In your view, what would be the main advantages and disadvantages of Hilary Clinton as the next US Secretary of State? Do you believe she has what it takes to be successful at disentangling complex foreign policy issues such as those faced by America in the Middle East?
I have much confidence in Hillary Clinton as our new Secretary of State. She has the required skills for this demanding position. She understands the interplay of global security, foreign policy, and international economics. She has traveled the world. As we say, she will hit the ground running.
In its history so far, Israel has carried out two preemptive strikes against nuclear facilities of aspiring nuclear powers - against Saddam Husein's Iraq in June, 1981 (Operation Opera), and against Syria in September, 2007 (Operation Orchard). What do you believe would be the best policy for America towards an Iran aiming to obtain nuclear weapons, which could be used to threaten Israel? Would a preemptive US or Israeli strike on Iranian facilities be a justified and productive policy option? Or should the US go for a grand bargain with a nuclear Iran, not unlike the Bush Administration recently did with India?
The Obama administration has said that it will explore diplomatic options for dealing with Iran and its ominous nuclear program. My impression is that dialogue will be accompanied by further economic sanctions to convey to Tehran that it cannot extend talks ad infinitum and cost-free.
No doubt, Washington will turn to our European friends and say: You want us to engage the Iranian regime. We are prepared to do so. But we want you to stiffen your sanctions against Iran to assure a strong and united front.
Will Europe agree? That could be an early test of the transatlantic relationship.

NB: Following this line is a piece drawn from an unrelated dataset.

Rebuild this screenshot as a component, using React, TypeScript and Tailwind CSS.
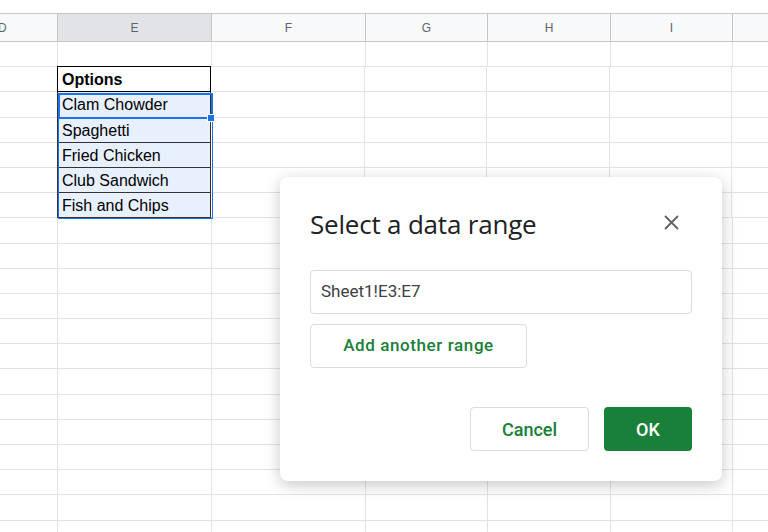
import React from "react";

const cols = [58, 154, 154, 122, 123, 122, 60];
const heads = ["D", "E", "F", "G", "H", "I", ""];
const items = ["Options", "Clam Chowder", "Spaghetti", "Fried Chicken", "Club Sandwich", "Fish and Chips"];

export default function App() {
  const rows = Array.from({ length: 20 }, (_, i) => i);
  return (
    <div className="relative w-[768px] h-[532px] overflow-hidden bg-white" style={{ fontFamily: "Arial, 'Liberation Sans', sans-serif" }}>
      <div className="h-[13px] bg-white" />
      <div className="flex h-[29px] bg-[#f8f9fa] border-t border-b border-[#c4c7c5] text-[12px] text-[#5f6368]">
        {cols.map((w, i) => (
          <div key={i} style={{ width: w }} className={`shrink-0 flex items-center justify-center border-r border-[#c4c7c5] ${i === 1 ? "bg-[#e1e3e6]" : ""}`}>
            {i === 0 ? <span className="w-full text-left -ml-1">D</span> : heads[i]}
          </div>
        ))}
      </div>
      {rows.map((r) => (
        <div key={r} className="flex h-[25.2px]">
          {cols.map((w, i) => {
            const idx = r - 1;
            const isData = i === 1 && idx >= 0 && idx < items.length;
            return (
              <div key={i} style={{ width: w }} className={`shrink-0 border-r border-b ${isData ? (idx === 0 ? "border-l border-t border-black -ml-px -mt-px font-bold" : "border-l border-[#333] -ml-px bg-[#e8f0fe]") : "border-[#e2e3e3]"} text-[16px] text-black leading-[25px] pl-[4px]`}>
                {isData ? items[idx] : ""}
              </div>
            );
          })}
        </div>
      ))}
      {/* selection outline */}
      <div className="absolute left-[58px] top-[93px] w-[155px] h-[126px] border border-[#1a73e8] pointer-events-none" />
      <div className="absolute left-[58px] top-[93px] w-[155px] h-[26px] border-2 border-[#1a73e8] pointer-events-none" />
      <div className="absolute left-[207px] top-[114px] w-[8px] h-[8px] bg-[#1a73e8] border border-white" />

      {/* cursor */}
      <svg className="absolute left-[296px] top-[427px]" width="12" height="19" viewBox="0 0 12 19">
        <path d="M1 1 L1 15 L4.5 11.5 L7 17.5 L9 16.5 L6.5 10.8 L11 10.8 Z" fill="white" stroke="#333" strokeWidth="1" />
      </svg>

      {/* dialog */}
      <div className="absolute left-[280px] top-[177px] w-[442px] h-[304px] bg-white rounded-[8px] shadow-[0_4px_16px_rgba(0,0,0,0.22)] px-[30px] pt-[30px]" style={{ fontFamily: "'Open Sans', Roboto, sans-serif" }}>
        <div className="flex items-start justify-between">
          <div className="text-[26px] text-[#202124] leading-[34px] tracking-[-0.2px]">Select a data range</div>
          <svg className="mt-[8px] mr-[13px]" width="15" height="15" viewBox="0 0 15 15"><path d="M1 1L14 14M14 1L1 14" stroke="#5f6368" strokeWidth="1.8" /></svg>
        </div>
        <div className="mt-[29px] h-[44px] w-[382px] border border-[#dadce0] rounded-[4px] flex items-center px-[10px] text-[17px] text-[#3c4043]" style={{ fontFamily: "Roboto, sans-serif" }}>Sheet1!E3:E7</div>
        <div className="mt-[10px] h-[44px] w-[217px] border border-[#dadce0] rounded-[4px] flex items-center justify-center text-[17px] font-medium text-[#188038] tracking-[0.6px]" style={{ fontFamily: "Roboto, sans-serif" }}>Add another range</div>
        <div className="mt-[39px] flex justify-end gap-[15px]" style={{ fontFamily: "Roboto, sans-serif" }}>
          <div className="h-[44px] w-[119px] border border-[#dadce0] rounded-[4px] flex items-center justify-center text-[18px] font-medium text-[#188038]">Cancel</div>
          <div className="h-[44px] w-[88px] bg-[#188038] rounded-[4px] flex items-center justify-center text-[18px] font-medium text-white">OK</div>
        </div>
      </div>
    </div>
  );
}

Will Iran be open to a grand bargain? That's hard to say, but it is worth exploring, as long as Tehran is not allowed to drag out the talks until one day it announces that it is ending them and reveals to the world that it is in possession of sufficient highly-enriched uranium for the production of several nuclear bombs.
Thus, the U.S. should continue to say that all options remain on the table for dealing with Iran.

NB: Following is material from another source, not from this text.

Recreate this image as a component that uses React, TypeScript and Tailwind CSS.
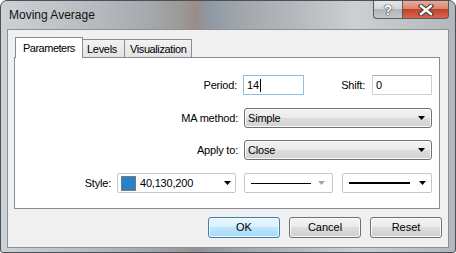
import React from 'react';

// Moving Average dialog, Windows 7 basic look
const Arrow = ({ color = '#000' }: { color?: string }) => (
  <svg width="7" height="4" viewBox="0 0 7 4" className="shrink-0">
    <path d="M0 0h7L3.5 4z" fill={color} />
  </svg>
);

const Label = ({ children, className = '' }: { children: React.ReactNode; className?: string }) => (
  <span className={`text-[11px] leading-[13px] tracking-[-0.2px] text-black ${className}`}>{children}</span>
);

const Combo = ({ value, width }: { value: string; width: string }) => (
  <div
    className={`${width} h-[20px] rounded-[3px] border border-[#707070] bg-[linear-gradient(#f3f3f3_0%,#e9e9e9_50%,#dddddd_50%,#d2d2d2_100%)] flex items-center justify-between pl-[3px] pr-[6px] shadow-[inset_0_0_0_1px_#fbfbfb]`}
  >
    <span className="text-[11px] tracking-[-0.2px] text-black">{value}</span>
    <Arrow />
  </div>
);

const Button = ({ label, primary }: { label: string; primary?: boolean }) => (
  <div
    className={
      primary
        ? 'w-[72px] h-[21px] rounded-[3px] border border-[#3c7fb1] bg-[linear-gradient(#eaf6fd_0%,#d9f0fc_50%,#bee6fd_50%,#a7d9f5_100%)] shadow-[inset_0_0_0_1px_#f4fbff] flex items-center justify-center text-[11px] text-black'
        : 'w-[72px] h-[21px] rounded-[3px] border border-[#707070] bg-[linear-gradient(#f2f2f2_0%,#ebebeb_50%,#dddddd_50%,#cfcfcf_100%)] shadow-[inset_0_0_0_1px_#fafafa] flex items-center justify-center text-[11px] text-black'
    }
  >
    {label}
  </div>
);

export default function App() {
  return (
    <div className="w-[456px] h-[253px] font-['Liberation_Sans',Arial,sans-serif]">
      <div className="w-full h-full flex flex-col rounded-t-[7px] rounded-b-[3px] border border-[#4b5056] bg-[linear-gradient(90deg,#cdd1d5_0%,#babec2_18%,#a6aaae_32%,#9c9895_40%,#9b8c88_43%,#8f9aa6_46%,#a4a8ac_54%,#b7bbbf_66%,#cdcfd1_78%,#c2c5c8_88%,#b3b7bb_100%)]">
        {/* title bar */}
        <div className="h-[28px] flex items-start shrink-0">
          <span className="pl-[8px] pt-[6px] text-[12px] leading-[16px] text-[#111]">Moving Average</span>
          <div className="ml-auto mr-[6px] flex">
            <div className="w-[29px] h-[18px] border-l border-b border-[#565a5f] rounded-bl-[4px] bg-[linear-gradient(#e4e7ea_0%,#d2d6da_45%,#b0b5ba_50%,#c4c8cc_100%)] flex items-center justify-center">
              <span className="text-[14px] font-bold leading-none text-white [text-shadow:0_0_1px_#333,0_0_1px_#333,0_0_1px_#333]">?</span>
            </div>
            <div className="w-[47px] h-[18px] border-l border-r border-b border-[#565a5f] rounded-br-[4px] bg-[linear-gradient(#e8ab9c_0%,#d88671_45%,#c3432a_50%,#d5664c_100%)] flex items-center justify-center">
              <svg width="16" height="12" viewBox="0 0 16 12">
                <path d="M3 2L13 10M13 2L3 10" stroke="#3a3a3a" strokeWidth="4.5" strokeLinecap="square" />
                <path d="M3 2L13 10M13 2L3 10" stroke="#fff" strokeWidth="2.4" strokeLinecap="square" />
              </svg>
            </div>
          </div>
        </div>

        {/* client area */}
        <div className="mx-[6px] mb-[4px] flex-1 border border-[#8d9196] bg-[#f0f0f0] flex flex-col pt-[7px] pl-[6px] pr-[8px]">
          {/* tabs */}
          <div className="h-[21px] flex items-end relative z-10 pl-[1px]">
            <div className="w-[68px] h-[21px] border-l border-t border-r border-[#898c95] bg-white flex items-center pl-[7px] text-[11px] tracking-[-0.5px] text-black">
              Parameters
            </div>
            <div className="w-[42px] h-[19px] border-t border-r border-b border-[#898c95] bg-[linear-gradient(#f2f2f2,#e3e3e3)] flex items-center pl-[4px] pt-[1px] text-[11px] tracking-[-0.3px] text-black">
              Levels
            </div>
            <div className="w-[67px] h-[19px] border-t border-r border-b border-[#898c95] bg-[linear-gradient(#f2f2f2,#e3e3e3)] flex items-center pl-[5px] pt-[1px] text-[11px] tracking-[-0.4px] text-black">
              Visualization
            </div>
          </div>

          {/* panel */}
          <div className="-mt-px h-[152px] border border-[#898c95] bg-white flex flex-col pt-[17px] pr-[7px]">
            <div className="h-[20px] flex items-center justify-end">
              <Label>Period:</Label>
              <div className="ml-[6px] w-[61px] h-[20px] border border-[#8fbde3] flex items-center pl-[3px]">
                <span className="text-[11px] text-black">14</span>
                <span className="ml-[1px] w-px h-[13px] bg-black" />
              </div>
              <Label className="w-[61px] text-right">Shift:</Label>
              <div className="ml-[7px] w-[60px] h-[20px] border border-[#c9d0d8] border-t-[#abadb3] flex items-center pl-[3px]">
                <span className="text-[11px] text-black">0</span>
              </div>
            </div>

            <div className="mt-[13px] h-[20px] flex items-center justify-end">
              <Label>MA method:</Label>
              <div className="ml-[6px]">
                <Combo value="Simple" width="w-[188px]" />
              </div>
            </div>

            <div className="mt-[12px] h-[20px] flex items-center justify-end">
              <Label>Apply to:</Label>
              <div className="ml-[6px]">
                <Combo value="Close" width="w-[188px]" />
              </div>
            </div>

            <div className="mt-[13px] h-[20px] flex items-center justify-end">
              <Label>Style:</Label>
              <div className="ml-[6px] w-[119px] h-[20px] rounded-[2px] border border-[#c6c6c6] bg-white flex items-center pl-[3px] pr-[4px]">
                <div className="w-[15px] h-[15px] border border-[#7a7a7a] bg-[#2882c8] shrink-0" />
                <span className="ml-[4px] text-[11px] tracking-[-0.2px] text-black">40,130,200</span>
                <div className="ml-auto">
                  <Arrow />
                </div>
              </div>
              <div className="ml-[8px] w-[89px] h-[20px] rounded-[2px] border border-[#c6c6c6] bg-white flex items-center pl-[6px] pr-[7px]">
                <div className="w-[60px] h-px bg-black" />
                <div className="ml-auto">
                  <Arrow color="#a6a6a6" />
                </div>
              </div>
              <div className="ml-[9px] w-[90px] h-[20px] rounded-[2px] border border-[#c6c6c6] bg-white flex items-center pl-[6px] pr-[5px]">
                <div className="w-[61px] h-[2px] bg-black" />
                <div className="ml-auto">
                  <Arrow />
                </div>
              </div>
            </div>
          </div>

          {/* buttons */}
          <div className="mt-[8px] flex justify-end gap-[9px] -mr-[2px]">
            <Button label="OK" primary />
            <Button label="Cancel" />
            <Button label="Reset" />
          </div>
        </div>
      </div>
    </div>
  );
}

The American Jewish Committee is a major organization focusing on combating anti-Semitism and all forms of bigotry. The fiery anti-Israel rhetoric of Iran's President Ahmadinejad is perhaps the most blatant manifestation of anti-Jewish sentiments in the recent years. In what contexts (political, economic, religious) and why does anti-Semitism still remain an issue in the contemporary world?
Countless books have been written on the subject. It is very hard to condense theories about anti-Semitism, which has been called the world's most enduring social pathology, into a few sentences.

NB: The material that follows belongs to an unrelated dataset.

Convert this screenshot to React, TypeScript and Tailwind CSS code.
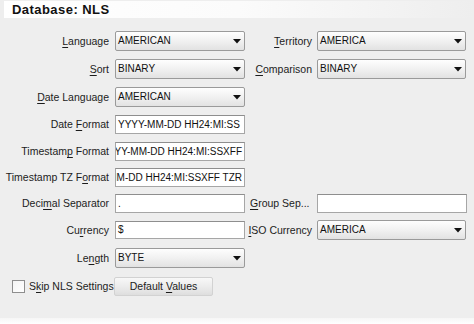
import React from "react";

const U = ({ children }: { children: React.ReactNode }) => (
  <span className="underline underline-offset-[1.5px] decoration-[1px]">{children}</span>
);

const Arrow = () => (
  <svg width="8" height="5" viewBox="0 0 8 5" className="shrink-0">
    <path d="M0 0 H8 L4 4.5 Z" fill="#111" />
  </svg>
);

const Combo = ({ value, w, h = "h-[20px]" }: { value: string; w: string; h?: string }) => (
  <div
    className={`${w} ${h} flex items-center justify-between pl-[2px] pr-[3px] border border-[#9a9a9a] rounded-[2px] bg-gradient-to-b from-[#fefefe] via-[#f1f1f1] to-[#e2e2e2] text-[10px] text-[#111]`}
  >
    <span className="leading-none">{value}</span>
    <Arrow />
  </div>
);

const Field = ({ value, w, h = "h-[19px]", end = false }: { value: string; w: string; h?: string; end?: boolean }) => (
  <div
    className={`${w} ${h} flex items-center ${end ? "justify-end" : "justify-start"} overflow-hidden px-[2px] border border-[#a6a6a6] border-t-[#8e8e8e] bg-white text-[10px] text-[#111]`}
  >
    <span className="leading-none whitespace-nowrap shrink-0">{value}</span>
  </div>
);

const Label = ({ children, w = "w-[115px]", pr = "pr-[6px]", align = "text-right" }: { children: React.ReactNode; w?: string; pr?: string; align?: string }) => (
  <div className={`${w} ${pr} ${align} shrink-0 text-[10.5px] text-[#1c1c1c] leading-none whitespace-nowrap`}>{children}</div>
);

export default function App() {
  return (
    <div
      className="w-[474px] h-[324px] bg-[#eeeeee] overflow-hidden flex flex-col"
      style={{ fontFamily: '"Liberation Sans", Arial, sans-serif' }}
    >
      <div className="ml-[4px] mt-[1px] h-[17px] shrink-0 bg-gradient-to-r from-white via-[#fbfbfb] to-[#eeeeee] flex items-center pl-[8px]">
        <span className="text-[13px] font-bold tracking-[0.45px] text-[#111] leading-none">Database: NLS</span>
      </div>

      {/* Row 1 */}
      <div className="flex items-center mt-[13px] h-[20px] shrink-0">
        <Label><U>L</U>anguage</Label>
        <Combo value="AMERICAN" w="w-[130px]" />
        <Label w="w-[72px]" pr="pr-[5px]"><U>T</U>erritory</Label>
        <Combo value="AMERICA" w="w-[149px]" />
      </div>

      {/* Row 2 */}
      <div className="flex items-center mt-[8px] h-[20px] shrink-0">
        <Label><U>S</U>ort</Label>
        <Combo value="BINARY" w="w-[130px]" />
        <Label w="w-[72px]" pr="pr-[5px]"><U>C</U>omparison</Label>
        <Combo value="BINARY" w="w-[149px]" />
      </div>

      {/* Row 3 */}
      <div className="flex items-center mt-[8px] h-[20px] shrink-0">
        <Label><U>D</U>ate Language</Label>
        <Combo value="AMERICAN" w="w-[130px]" />
      </div>

      {/* Row 4 */}
      <div className="flex items-center mt-[8px] h-[19px] shrink-0">
        <Label>Date <U>F</U>ormat</Label>
        <Field value="YYYY-MM-DD HH24:MI:SS" w="w-[130px]" />
      </div>

      {/* Row 5 */}
      <div className="flex items-center mt-[8px] h-[19px] shrink-0">
        <Label>Timestam<U>p</U> Format</Label>
        <Field value="YYYY-MM-DD HH24:MI:SSXFF" w="w-[130px]" end />
      </div>

      {/* Row 6 */}
      <div className="flex items-center mt-[7px] h-[19px] shrink-0">
        <Label>Timestamp TZ F<U>o</U>rmat</Label>
        <Field value="YYYY-MM-DD HH24:MI:SSXFF TZR" w="w-[130px]" end />
      </div>

      {/* Row 7 */}
      <div className="flex items-center mt-[7px] h-[19px] shrink-0">
        <Label>Deci<U>m</U>al Separator</Label>
        <Field value="." w="w-[130px]" />
        <Label w="w-[72px]" pr="pr-[0px] pl-[5px]" align="text-left"><U>G</U>roup Sep...</Label>
        <Field value="" w="w-[150px]" />
      </div>

      {/* Row 8 */}
      <div className="flex items-center mt-[7px] h-[20px] shrink-0">
        <Label>Cu<U>r</U>rency</Label>
        <Field value="$" w="w-[130px]" h="h-[18px]" />
        <Label w="w-[72px]" pr="pr-[5px]"><U>I</U>SO Currency</Label>
        <Combo value="AMERICA" w="w-[149px]" />
      </div>

      {/* Row 9 */}
      <div className="flex items-center mt-[8px] h-[20px] shrink-0">
        <Label>Le<U>n</U>gth</Label>
        <Combo value="BYTE" w="w-[130px]" />
      </div>

      {/* Row 10 */}
      <div className="flex items-center mt-[9px] h-[19px] shrink-0">
        <div className="w-[114px] shrink-0 flex items-center pl-[12px]">
          <div className="w-[13px] h-[13px] border border-[#8e8e8e] bg-gradient-to-br from-[#f4f4f4] to-white shrink-0" />
          <span className="ml-[4px] text-[10.5px] text-[#1c1c1c] leading-none whitespace-nowrap">
            S<U>k</U>ip NLS Settings
          </span>
        </div>
        <div className="w-[99px] h-[19px] flex items-center justify-center border border-[#d2d2d2] rounded-[2px] bg-gradient-to-b from-[#f8f8f8] via-[#ececec] to-[#dedede] text-[10.5px] text-[#1c1c1c] leading-none">
          <span>Default <U>V</U>alues</span>
        </div>
      </div>

      <div className="flex-1" />
      <div className="h-[6px] shrink-0 bg-gradient-to-b from-[#f6f6f6] to-white" />
    </div>
  );
}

At the end of the day, anti-Semitism is an irrational force. Jews as a collective body become a convenient scapegoat for whatever the ills of the day are.
If you don't like capitalism, blame the Jews. If you don't like socialism, blame the Jews. If you don't like communism, blame the Jews. If modernity makes you nervous, blame the Jews. If you're uneasy about globalization, blame the Jews. And so on.
In today's world, we at AJC have three major concerns.
First, there are those within Islam who incite hatred by preaching raw, unadulterated anti-Semitism. They invoke their religion to justify their toxic views.
Second, there are those who demonize and delegitimize Israel, calling for a world without it. Uniquely denying Jews the right to self-determination, while endorsing it for others, can be viewed as a form of anti-Semitism.
And third, the rise of extremism in some European countries, often as a reaction to rising immigration, raises concerns about either blatant or latent anti-Semitism in these ranks.
In recent years, notable progress has been achieved in the struggle against anti-Semitism. Still more needs to be done. Fighting anti-Semitism should not be viewed as a Jewish challenge alone. Rather, it ought to be seen as the responsibility for all who care about the values of democracy, mutual respect, and human dignity.